The Owl of Minerva takes flight at dusk: The anti-Keynesian era is drawing to a close

By Harold R. Chorney, Professor of political economy, Concordia university, Montreal.( I originally submitted this to the New York Times as an op ed .They chose not to publish it so I am presenting it here.)

The recent  debate over debts, economic growth and the flawed work of two Harvard economists Carmen Reinhart and Kenneth Rogoff has in the clash of ideas, theories and interpreted facts yielded very bright sparks of enlightenment. It should now be clearer that the road to renewed prosperity cannot lie with a policy that has been discredited by what we have witnessed in Europe over the past five years. No one in their right mind could judge 27% unemployment in Spain and Greece, 17.5 % in Portugal and 11.0% unemployment in France, 11.5% in Italy and an overall unemployment rate of 12 .1% in Europe, as a policy success. Youth unemployment at 59 % in Greece, 56% in Spain, 38.2 % in Portugal and 37.8 % in Italy five years after the crash is clear evidence of destabilizing policy failure. (data from Eurostat)

The anti Keynesian economics of the mainstream identified with fiscal orthodoxy and austerity.  Economists called this approach “new classical macroeconomics” to remind us of the pre- Keynesian classicals who had emphasized the perfect rationality of markets and their ability to recover from a crisis without government intervention and counter cyclical deficit spending. This school and its solutions is now shown to be a chimera just as it was during the 1920s and 30s. Increasingly, the long silenced minority of economists who in the past were intimidated by the economics establishment and the control over grants, degrees and jobs have begun  aggressively to question the wisdom of this now old orthodoxy  that first arose in response to the monetarist counterrevolution led by Milton Friedman  and the neo-cons in the 1960s and 1970s.Young graduate students born after the Keynesians had been banished are keen to learn as much as possible about Keynesian doctrine and the new economics of low unemployment.

I know something of this counterrevolution because I was trained by Keynesians at the University of Manitoba in the 1960s including one who had done graduate work at the University of Chicago and another who knew the work of Hyman Minsky whose work predicted the kind of financial crisis and crash we experienced. I then was taught by monetarists like Harry Johnson as well as more heterodox thinkers like A. Sen and Michio Morishima in the early 1970s at the LSE. During my career I witnessed the triumph of the anti- Keynesians to the point that I sought refuge in a department of political science. I also witnessed the beginning of the rise of Margaret Thatcher while I was a graduate student in the U.K. But Milton Friedman, Margaret Thatcher, and Harry Johnson who coined the phrase the monetarist counterrevolution are all history now. It is more than forty years later.

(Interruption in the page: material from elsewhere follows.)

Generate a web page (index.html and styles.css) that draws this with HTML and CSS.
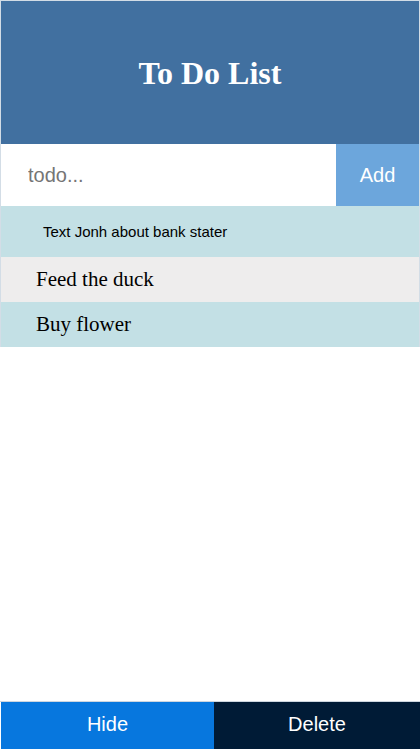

An epoch is coming to a close. Like all epochs birthing a new one is often unclear, confusing  and painful as it unfolds but unfold it must. The intellectual supports for this old anti-Keynesian epoch are no longer viable. Inflation is nowhere the threat for the moment despite a substantial experiment with quantitative easing and deficit finance over a period of more than four years. The results have been less that hoped for . But that is not because the theories are flawed but because adjustments are needed in the strategy. Pressing on the brakes through austerity while at the same time seeking to stimulate through deficit spending does not work efficiently and results in unnecessary frictions and too slow a process of recovery. Entrepreneurial animal spirits are reawakening. New innovations, products and technologies are developing. American real estate markets are slowly recovering. Distributional reforms are actively being discussed. Globalization and offshoring continue to be a complexity. The body politic is awake and increasingly vigilant. Some of the self- limiting and self-directing qualities of the market driven cycle are returning.

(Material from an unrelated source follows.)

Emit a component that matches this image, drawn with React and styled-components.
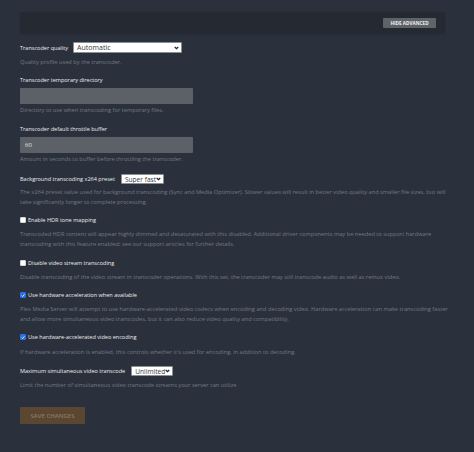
import React from 'react'
import styled, { createGlobalStyle } from 'styled-components'

const sans = `'Open Sans', 'Noto Sans', sans-serif`

const GlobalStyle = createGlobalStyle`
  html, body {
    margin: 0;
    padding: 0;
    background: #2b313c;
  }
  body {
    font-family: ${sans};
    -webkit-font-smoothing: antialiased;
  }
`

const Page = styled.div`
  width: 474px;
  height: 452px;
  box-sizing: border-box;
  padding: 12px 29px 0 20px;
  background: #2b313c;
  overflow: hidden;
`

const Toolbar = styled.div`
  height: 21px;
  display: flex;
  justify-content: flex-end;
  align-items: center;
  padding-right: 9px;
  background: #242932;
  box-shadow: 0 1px 2px rgba(0, 0, 0, 0.15);
`

const ToolbarButton = styled.button`
  height: 10px;
  width: 53px;
  padding: 0;
  border: 0;
  border-radius: 1px;
  background: #5e6269;
  color: #f0f0f0;
  font-family: ${sans};
  font-size: 4.6px;
  font-weight: 700;
  text-transform: uppercase;
  letter-spacing: 0.05px;
  line-height: 10px;
`

const Form = styled.div`
  padding-top: 9px;
`

const Group = styled.div`
  margin-bottom: ${(p) => p.$gap || 9}px;
`

const Row = styled.div`
  display: flex;
  align-items: center;
  height: ${(p) => p.$h || 11}px;
`

const Label = styled.div`
  font-size: 5.55px;
  line-height: 8px;
  color: #eceef0;
  margin-bottom: ${(p) => p.$mb || 0}px;
  white-space: nowrap;
`

const InlineLabel = styled(Label)`
  margin-right: ${(p) => p.$mr || 5}px;
`

const Help = styled.div`
  margin-top: ${(p) => p.$mt || 4}px;
  margin-right: -8px;
  font-size: 5.7px;
  line-height: 10px;
  color: #737983;
`

const SelectBox = styled.div`
  box-sizing: border-box;
  width: ${(p) => p.$w}px;
  height: ${(p) => p.$h || 11}px;
  display: flex;
  align-items: center;
  justify-content: space-between;
  padding: 0 2px 0 3px;
  background: #ffffff;
  border: 1px solid #8a8f96;
  border-radius: 1px;
  color: #3a3a3a;
  font-family: ${sans};
  font-size: ${(p) => p.$fs || 7}px;
  white-space: nowrap;
  overflow: hidden;

  svg {
    flex-shrink: 0;
  }
`

const Chevron = () => (
  <svg width="5" height="4" viewBox="0 0 10 8">
    <path d="M1.5 2 L5 5.5 L8.5 2" fill="none" stroke="#222" strokeWidth="2.4" />
  </svg>
)

const TextInput = styled.div`
  box-sizing: border-box;
  width: 173px;
  height: 16px;
  margin-top: 4px;
  padding-left: 5px;
  display: flex;
  align-items: center;
  background: #5c6168;
  border-radius: 1px;
  color: #e4e4e4;
  font-size: 6px;
`

const Box = styled.span`
  box-sizing: border-box;
  width: 6px;
  height: 6px;
  margin-right: 2px;
  border-radius: 1px;
  display: inline-flex;
  align-items: center;
  justify-content: center;
  background: ${(p) => (p.$checked ? '#2a72e0' : '#ffffff')};
  border: 1px solid ${(p) => (p.$checked ? '#2a72e0' : '#d5d5d5')};
`

const Check = ({ checked, children }) => (
  <Row $h={8}>
    <Box $checked={checked}>
      {checked && (
        <svg width="5" height="5" viewBox="0 0 10 10">
          <path d="M1.5 5.2 L4 7.6 L8.6 2.2" fill="none" stroke="#fff" strokeWidth="2" />
        </svg>
      )}
    </Box>
    <Label>{children}</Label>
  </Row>
)

const SaveButton = styled.button`
  margin-top: 8px;
  width: 65px;
  height: 17px;
  padding: 0;
  border: 0;
  border-radius: 1px;
  background: #5a4631;
  color: #8d7b67;
  font-family: ${sans};
  font-size: 6px;
  font-weight: 600;
  text-transform: uppercase;
`

const App = () => (
  <>
    <GlobalStyle />
    <Page>
      <Toolbar>
        <ToolbarButton>Hide Advanced</ToolbarButton>
      </Toolbar>
      <Form>
        <Group>
          <Row>
            <InlineLabel>Transcoder quality</InlineLabel>
            <SelectBox $w={109}>
              Automatic
              <Chevron />
            </SelectBox>
          </Row>
          <Help>Quality profile used by the transcoder.</Help>
        </Group>

        <Group $gap={10}>
          <Label>Transcoder temporary directory</Label>
          <TextInput />
          <Help $mt={1}>Directory to use when transcoding for temporary files.</Help>
        </Group>

        <Group $gap={10}>
          <Label>Transcoder default throttle buffer</Label>
          <TextInput>60</TextInput>
          <Help $mt={1}>Amount in seconds to buffer before throttling the transcoder.</Help>
        </Group>

        <Group>
          <Row $h={10}>
            <InlineLabel $mr={6}>Background transcoding x264 preset</InlineLabel>
            <SelectBox $w={43} $h={10} $fs={6.6}>
              Super fast
              <Chevron />
            </SelectBox>
          </Row>
          <Help $mt={3}>
            The x264 preset value used for background transcoding (Sync and Media Optimizer). Slower
            values will result in better video quality and smaller file sizes, but will take
            significantly longer to complete processing.
          </Help>
        </Group>

        <Group $gap={10}>
          <Check>Enable HDR tone mapping</Check>
          <Help $mt={5}>
            Transcoded HDR content will appear highly dimmed and desaturated with this disabled.
            Additional driver components may be needed to support hardware transcoding with this
            feature enabled; see our support articles for further details.
          </Help>
        </Group>

        <Group>
          <Check>Disable video stream transcoding</Check>
          <Help $mt={5}>
            Disable transcoding of the video stream in transcoder operations. With this set, the
            transcoder may still transcode audio as well as remux video.
          </Help>
        </Group>

        <Group>
          <Check checked>Use hardware acceleration when available</Check>
          <Help $mt={5}>
            Plex Media Server will attempt to use hardware-accelerated video codecs when encoding and
            decoding video. Hardware acceleration can make transcoding faster and allow more
            simultaneous video transcodes, but it can also reduce video quality and compatibility.
          </Help>
        </Group>

        <Group>
          <Check checked>Use hardware-accelerated video encoding</Check>
          <Help $mt={6}>
            If hardware acceleration is enabled, this controls whether it's used for encoding, in
            addition to decoding.
          </Help>
        </Group>

        <Group>
          <Row $h={10}>
            <InlineLabel $mr={6}>Maximum simultaneous video transcode</InlineLabel>
            <SelectBox $w={42} $h={10} $fs={6.6}>
              Unlimited
              <Chevron />
            </SelectBox>
          </Row>
          <Help $mt={4}>
            Limit the number of simultaneous video transcode streams your server can utilize
          </Help>
        </Group>

        <SaveButton>Save Changes</SaveButton>
      </Form>
    </Page>
  </>
)

export default App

The liberal humanist hour is nearly upon us. As the old epoch recedes the new one is taking shape to replace it. It simply needs a boost from the fiscal tax and expenditure side to enable it to do the necessary work. If this were to be done the unemployment rate would continue its downward path and fall below 6 %. In North America with the help of the Fed, the Bank of Canada and the Bank of Japan this kind of stimulus would be enough to assure the likelihood of the path to a faster recovery. If Europe were to switch from austerity to stimulus the path would be accelerated. According to several prominent members of the French Government, Chancellor Merkel is one of the last remaining holdouts opposed to a switch in policy. There are big stakes in play here. Germany and France are at the heart of the European project. It is important for the decision takers to understand that the future of the EU common currency and the future well being of millions of Europeans as well citizens from all over the globe are in play. The pendulum is swinging. All it needs is one last powerful push in the Keynesian direction.

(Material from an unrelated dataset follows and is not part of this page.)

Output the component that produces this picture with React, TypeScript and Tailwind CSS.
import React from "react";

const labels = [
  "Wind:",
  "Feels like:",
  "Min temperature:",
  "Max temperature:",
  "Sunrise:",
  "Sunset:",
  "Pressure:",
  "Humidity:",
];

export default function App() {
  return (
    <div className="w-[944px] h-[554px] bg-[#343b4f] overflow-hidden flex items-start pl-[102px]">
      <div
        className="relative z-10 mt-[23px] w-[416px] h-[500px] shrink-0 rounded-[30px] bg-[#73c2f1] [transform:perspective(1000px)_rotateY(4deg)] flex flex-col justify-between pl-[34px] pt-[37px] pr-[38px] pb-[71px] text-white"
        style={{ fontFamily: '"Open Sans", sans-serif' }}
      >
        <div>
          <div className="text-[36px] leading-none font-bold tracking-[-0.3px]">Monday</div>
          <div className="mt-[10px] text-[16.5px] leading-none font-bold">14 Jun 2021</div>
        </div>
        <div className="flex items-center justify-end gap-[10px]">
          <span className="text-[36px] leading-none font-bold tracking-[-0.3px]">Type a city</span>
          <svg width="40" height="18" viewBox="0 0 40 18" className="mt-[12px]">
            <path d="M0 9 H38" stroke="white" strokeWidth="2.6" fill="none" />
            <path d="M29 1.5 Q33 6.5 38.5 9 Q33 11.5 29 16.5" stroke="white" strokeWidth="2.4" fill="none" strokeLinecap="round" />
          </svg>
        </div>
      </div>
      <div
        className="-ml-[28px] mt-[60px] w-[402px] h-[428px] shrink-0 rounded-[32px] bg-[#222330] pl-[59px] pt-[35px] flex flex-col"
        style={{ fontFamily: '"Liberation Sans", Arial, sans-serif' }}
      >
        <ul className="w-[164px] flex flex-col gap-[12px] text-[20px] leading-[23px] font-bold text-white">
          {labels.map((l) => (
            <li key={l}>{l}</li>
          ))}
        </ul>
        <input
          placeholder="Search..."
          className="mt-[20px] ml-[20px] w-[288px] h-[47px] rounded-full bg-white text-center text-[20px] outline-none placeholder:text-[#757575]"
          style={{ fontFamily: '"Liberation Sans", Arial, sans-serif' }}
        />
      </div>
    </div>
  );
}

harold.chorney@concordia.ca

Posted in austerity, business cycles, deficit hysteria, deficits and debt, European debt crisis, European unemployment, fiscal policy, France politics+economy, full employment, Greek sovereign debt crisis, Italian debt crisis, J.M.Keynes, Keynesian multiplier, monetary policy, Uncategorized | Tagged , , | Leave a comment

Austerity backers in Europe in retreat ? Barroso calls for re-orientation to growth.

The head of the European Commission José Manuel Barroso has called for Europe to downgrade its austerity policies and re-emphasize policies which stimulate growth. He argues in a speech today , according to The Wall Street Journal,that austerity no longer has the necessary political or social backing to keep the policy in place. If Barroso is able to get this policy change implemented in a serious way this will be a major improvement. He appears co-incidently to have the backing of the manager of one of the world’s largest bond funds, Bill Gross of Pimco who explains today in the Financial Times that Europe has been following the wrong policy in terms of its austerity and that bond buyers like equity markets prefer growth in the short term through spending money. He argues that it was a mistake of interpretation on the part of the policy makers to have believed that the bond markets wanted severe belt tightening by governments. Long term budget balance and a stable ratio of debt to GDP is a long run objective but the way to achieve that was through promoting short term growth not austerity. These two statements coupled with the critical discussion of Rogoff and Reinhart’s  errors in their study of the effect of debt on growth will, I hope, help create the necessary climate for an all out push to reduce the unemployment rates in Europe and North America as a top priority and permit the long overdue renaissance of Keynesian policy which I have been calling for for a very long time.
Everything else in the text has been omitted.